I fancied I saw Alan Valentine’s lighting design pick out a minaret shape on Victoria Spearing’s set in order to suggest the disastrous Gallipoli campaign. The company’s programme notes debunk the simplistic “Lions led by donkeys” verdict and present a more objective view with this balance percolating through the production. Real wrath is reserved for the armaments tycoons who congratulate themselves on having prolonged the war. Uma plays a character who smirks at the thought that she has resold German-produced barbed wire to the Allies such that German troops end up entangled on it! In less skilful hands this scene can come across as dated Marxism but Allpress makes it rightly provocative.
Photo credit: Clive Elkington.
Cast members rarely leave the stage unless they are speaking from an unseen German trench or lobbing projectiles at Allied soldiers. The direction brings the actors through tricky pieces of physical comedy such as “the bayonet lunge” which could easily descend into leaden slapstick. Equally, the cast negotiates the linguistic demands of a scene in which exact replicas of ludicrous conspiracy theories or propaganda (now there is something topical!) spread through English, French and German-speaking society. And there is much that compels out-loud laughter, notably Christopher Arkeston as Field Marshal Haig: “I ask thee for victory, God, before the Americans arrive.”
Any reservations? Jerome Kern’s “And When They Ask Us” didn’t quite soar as I expected but audience numbers were disappointingly low which may have affected the overall vocal sound for the worse: empty seats don’t help projection. But sparse attendance in the stalls didn’t stop us belting out “Sister Susie’s Sewing Shirts” with precision and gusto.
There is plenty of smut in the original and it was pleasing to see it remain in these PC times. As a senior British officer, Arkeston milks much comedy from his character’s refusal to use anything other than ghastly schoolboy French even if crucial communication is compromised. The company work together tightly in scenes such as the shouting-down of Uma as a pacifist speaker.

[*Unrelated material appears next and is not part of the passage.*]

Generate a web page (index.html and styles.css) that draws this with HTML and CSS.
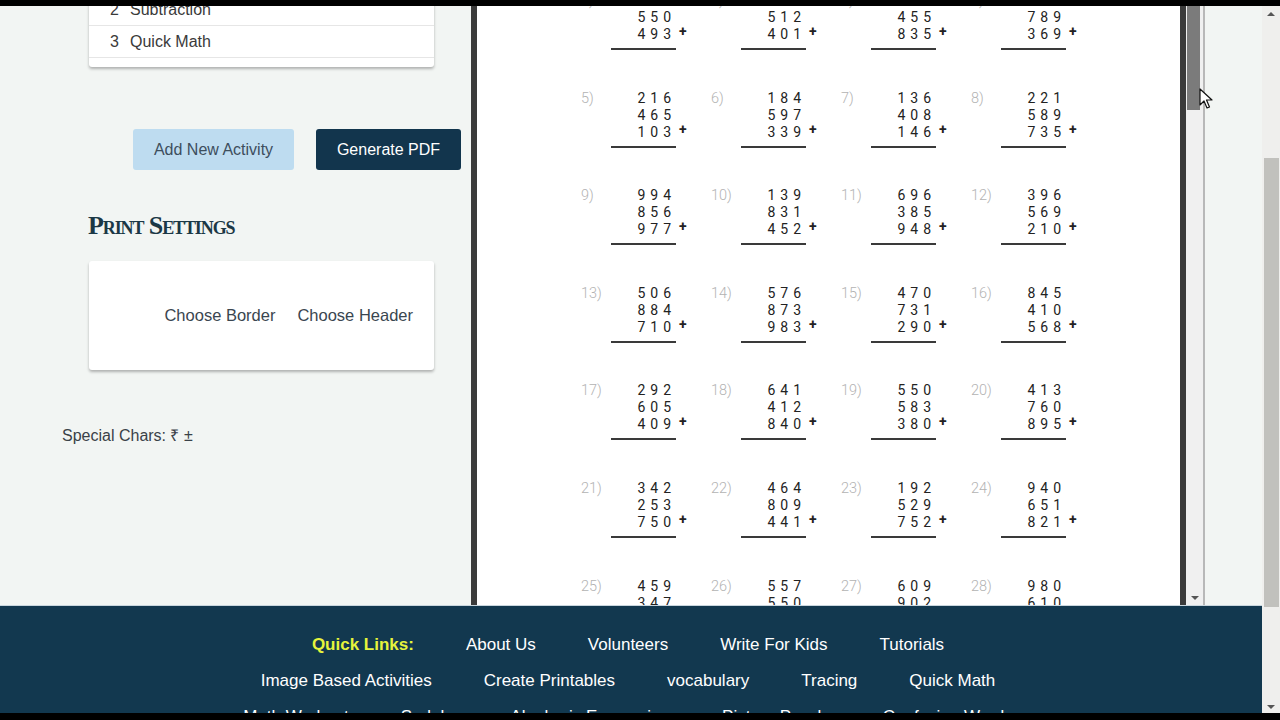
FILE: index.html
```html
<!DOCTYPE html>
<html lang="en">

<head>
    <meta charset="UTF-8">
    <meta name="viewport" content="width=device-width, initial-scale=1.0">
    <title>Worksheet Maker</title>
    <link rel="stylesheet" href="styles.css">
</head>

<body>
    <div class="screen">
        <div class="bar"></div>

        <div class="viewport">
            <div class="page">
                <div class="main">
                    <aside class="sidebar">
                        <ul class="activity-list">
                            <li><span class="num">1</span>Addition</li>
                            <li><span class="num">2</span>Subtraction</li>
                            <li><span class="num">3</span>Quick Math</li>
                        </ul>

                        <div class="actions">
                            <button class="btn btn-light">Add New Activity</button>
                            <button class="btn btn-dark">Generate PDF</button>
                        </div>

                        <h2 class="section-title">Print Settings</h2>
                        <div class="settings-card">
                            <a href="#">Choose Border</a>
                            <a href="#">Choose Header</a>
                        </div>

                        <p class="special">Special Chars: ₹ ±</p>
                    </aside>

                    <section class="preview">
                        <div class="frame">
                            <div class="sheet" id="sheet"></div>
                        </div>
                        <div class="frame-scroll">
                            <div class="frame-thumb"></div>
                            <span class="arrow-down"></span>
                        </div>
                    </section>
                </div>

                <footer class="footer">
                    <div class="links">
                        <span class="links-title">Quick Links:</span>
                        <a href="#">About Us</a>
                        <a href="#">Volunteers</a>
                        <a href="#">Write For Kids</a>
                        <a href="#">Tutorials</a>
                    </div>
                    <div class="links">
                        <a href="#">Image Based Activities</a>
                        <a href="#">Create Printables</a>
                        <a href="#">vocabulary</a>
                        <a href="#">Tracing</a>
                        <a href="#">Quick Math</a>
                    </div>
                    <div class="links">
                        <a href="#">Math Workout</a>
                        <a href="#">Sudoku</a>
                        <a href="#">Algebraic Expression</a>
                        <a href="#">Picture Puzzle</a>
                        <a href="#">Confusing Words</a>
                    </div>
                </footer>
            </div>

            <div class="page-scroll">
                <span class="arrow-up"></span>
                <div class="page-thumb"></div>
                <span class="arrow-down"></span>
            </div>
        </div>

        <div class="bar bar-bottom"></div>

        <svg class="cursor" width="14" height="22" viewBox="0 0 14 22">
            <path d="M1 1 L1 17 L5 13 L8 20 L10.5 19 L7.5 12 L13 12 Z" fill="#fff" stroke="#111" stroke-width="1.2" stroke-linejoin="round"/>
        </svg>
    </div>

    <script>
        var sheet = document.getElementById("sheet");
        var problems = [
            [318, 550, 493], [627, 512, 401], [204, 455, 835], [173, 789, 369],
            [216, 465, 103], [184, 597, 339], [136, 408, 146], [221, 589, 735],
            [994, 856, 977], [139, 831, 452], [696, 385, 948], [396, 569, 210],
            [506, 884, 710], [576, 873, 983], [470, 731, 290], [845, 410, 568],
            [292, 605, 409], [641, 412, 840], [550, 583, 380], [413, 760, 895],
            [342, 253, 750], [464, 809, 441], [192, 529, 752], [940, 651, 821],
            [459, 347, 512], [557, 550, 268], [609, 902, 174], [980, 610, 335]
        ];

        for (var i = 0; i < problems.length; i++) {
            var item = document.createElement("div");
            item.className = "problem";

            var label = document.createElement("span");
            label.className = "problem-no";
            label.textContent = (i + 1) + ")";

            var sum = document.createElement("div");
            sum.className = "sum";
            for (var j = 0; j < problems[i].length; j++) {
                var line = document.createElement("div");
                line.textContent = problems[i][j];
                sum.appendChild(line);
            }

            var op = document.createElement("span");
            op.className = "op";
            op.textContent = "+";

            item.appendChild(label);
            item.appendChild(sum);
            item.appendChild(op);
            sheet.appendChild(item);
        }
    </script>
</body>

</html>
```

FILE: styles.css
```css
body {
    margin: 0;
    background-color: #000;
    font-family: "Liberation Sans", Arial, sans-serif;
    color: #333;
}

.screen {
    position: relative;
    width: 1280px;
    height: 720px;
    display: flex;
    flex-direction: column;
    overflow: hidden;
}

.bar {
    height: 6px;
    background-color: #000;
}

.bar-bottom {
    height: 7px;
}

.viewport {
    display: flex;
    height: 707px;
}

.page {
    width: 1262px;
    display: flex;
    flex-direction: column;
    overflow: hidden;
}

.main {
    display: flex;
    height: 599px;
    background-color: #f2f5f3;
    overflow: hidden;
}

/* left column */

.sidebar {
    width: 471px;
    flex-shrink: 0;
}

.activity-list {
    list-style: none;
    margin: -44px 37px 0 89px;
    padding: 0 0 9px 0;
    background-color: #fff;
    border-radius: 3px;
    box-shadow: 0 2px 3px rgba(0, 0, 0, 0.28);
}

.activity-list li {
    height: 31px;
    line-height: 31px;
    padding-left: 21px;
    border-bottom: 1px solid #e6e6e6;
    font-size: 16px;
    color: #3a3a3a;
}

.activity-list .num {
    display: inline-block;
    width: 20px;
}

.actions {
    display: flex;
    gap: 22px;
    margin: 62px 0 0 133px;
}

.btn {
    height: 41px;
    padding: 0 18px;
    border: none;
    border-radius: 3px;
    font-family: "Liberation Sans", Arial, sans-serif;
    font-size: 16px;
    cursor: pointer;
}

.btn-light {
    width: 161px;
    background-color: #bedcf0;
    color: #3d4e5d;
}

.btn-dark {
    width: 145px;
    background-color: #12354d;
    color: #fff;
}

.section-title {
    margin: 41px 0 0 88px;
    height: 30px;
    line-height: 30px;
    font-family: "Liberation Serif", "Times New Roman", serif;
    font-variant: small-caps;
    font-size: 26px;
    font-weight: bold;
    letter-spacing: -1.1px;
    color: #1b3846;
}

.settings-card {
    display: flex;
    justify-content: flex-end;
    align-items: center;
    gap: 22px;
    height: 109px;
    margin: 20px 37px 0 89px;
    padding-right: 21px;
    background-color: #fff;
    border-radius: 3px;
    box-shadow: 0 2px 3px rgba(0, 0, 0, 0.28);
}

.settings-card a {
    font-size: 16.5px;
    color: #3a4650;
    text-decoration: none;
}

.special {
    margin: 56px 0 0 62px;
    line-height: 20px;
    font-size: 16px;
    color: #3a4148;
}

/* worksheet preview */

.preview {
    display: flex;
    width: 734px;
    flex-shrink: 0;
}

.frame {
    width: 703px;
    background-color: #fff;
    border-left: 6px solid #3b3b3b;
    border-right: 6px solid #3b3b3b;
    overflow: hidden;
}

.sheet {
    display: grid;
    grid-template-columns: repeat(4, 130px);
    grid-auto-rows: 97.6px;
    margin: -14px 0 0 104px;
}

.problem {
    display: flex;
    font-family: Roboto, "Liberation Sans", sans-serif;
}

.problem-no {
    width: 30px;
    line-height: 17px;
    font-size: 14.5px;
    font-weight: 300;
    color: #b3b3b3;
}

.sum {
    width: 65px;
    height: 51px;
    padding-bottom: 5px;
    border-bottom: 2px solid #3a3a3a;
    text-align: right;
    font-size: 14px;
    line-height: 17px;
    letter-spacing: 5px;
    color: #222;
}

.op {
    margin-left: 3px;
    padding-top: 31px;
    line-height: 17px;
    font-size: 14px;
    font-weight: bold;
    color: #222;
}

.frame-scroll {
    display: flex;
    flex-direction: column;
    justify-content: space-between;
    align-items: center;
    width: 17px;
    background-color: #f0f0f0;
    border-right: 2px solid #b8b8b8;
}

.frame-thumb {
    width: 13px;
    height: 104px;
    margin-right: 2px;
    background-color: #7b7b7b;
}

.arrow-down {
    width: 0;
    height: 0;
    margin-bottom: 5px;
    border-left: 4px solid transparent;
    border-right: 4px solid transparent;
    border-top: 4px solid #555;
}

.arrow-up {
    width: 0;
    height: 0;
    margin-top: 6px;
    border-left: 4px solid transparent;
    border-right: 4px solid transparent;
    border-bottom: 4px solid #555;
}

/* footer */

.footer {
    height: 108px;
    padding: 21px 6px 0 0;
    box-sizing: border-box;
    background-color: #12384f;
    border-top: 1px solid #c9d6de;
    overflow: hidden;
}

.links {
    display: flex;
    justify-content: center;
    gap: 52px;
    line-height: 36px;
    font-size: 17px;
    white-space: nowrap;
}

.links a {
    color: #fff;
    text-decoration: none;
}

.links-title {
    font-weight: bold;
    color: #e6f43c;
}

/* page scrollbar */

.page-scroll {
    display: flex;
    flex-direction: column;
    align-items: center;
    width: 18px;
    background-color: #efefed;
}

.page-thumb {
    width: 15px;
    height: 449px;
    margin-top: 142px;
    background-color: #c1c1bd;
}

.page-scroll .arrow-down {
    margin-top: auto;
    margin-bottom: 4px;
}

.cursor {
    position: absolute;
    left: 1199px;
    top: 88px;
}
```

The team at Stratford East created this show early in 1963. In October of the previous year, nuclear war had loomed with the Cuban Missile Crisis. As this production continues its UK tour, a human-made global catastrophe is as likely as at any time since Kennedy and Khrushchev waited for the other to blink. Put this with the very best productions of R. C. Sherriff’s Journey’s End or Seán O’Casey’s The Silver Tassie and last year’s remake of All Quiet on the Western Front. This excellent production (upcoming tour details here) is salutary and timely.